The rise of Side Hustlers and the value from breaking convention

September 02, 2019

The rise of ‘side hustlers’ – those engaged in money-making activities outside their regular employment – indicates that people are looking to attain fulfilment, skills and income outside their traditional workplace. According to new research, millions of Britons are engaged in a ‘side hustle’. The study, commissioned by Vistaprint, found that of 2,000 adults in full-time employment, almost one quarter have already turned a hobby into a side business alongside their career, while a further 56% aspire to. The findings of the latest study back up previous research by Henley Business School, that revealed one in four Brits is running at least one business project alongside their full-time job, contributing £72bn to the UK economy.

The trend may be seen as a challenge to the traditional model of employment, in which an employer acts as the sole provider of income, skills development and fulfilment. Vistaprint’s study found that generating an additional source of income was the primary reason for undertaking a side hustle, with a third also pointing to the pursuit of a passion and spending more time doing what they enjoy.
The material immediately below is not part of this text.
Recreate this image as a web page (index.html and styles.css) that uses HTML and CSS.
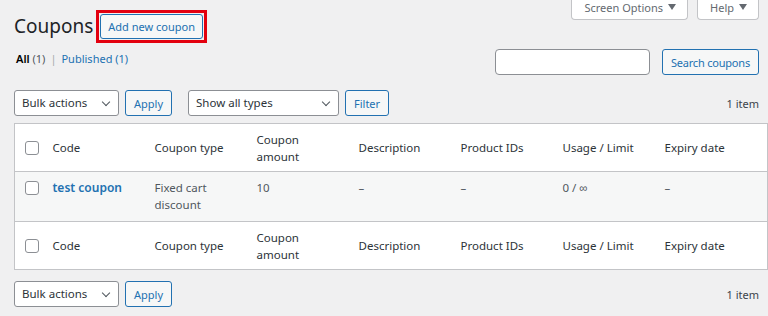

According to Bloomberg, side hustles also help to develop a unique and adaptable skillset.

Employers might initially be fearful that their side hustler employees are less committed and more likely to burn out. With side hustlers putting in an extra 6-15 hours, according to Hiscox, the risk of burnout is very real. However, giving employees the freedom to pursue passions outside work while allowing time to recharge, may bring significant value to a business. For one, an employee looking to gain new skills will be less likely to find a new role entirely, if they are able to have their cake and eat it with a side hustle-friendly employer. Moreover, the employer will be able to tap into the new skills acquired and reap the rewards of having a happy, fulfilled workforce.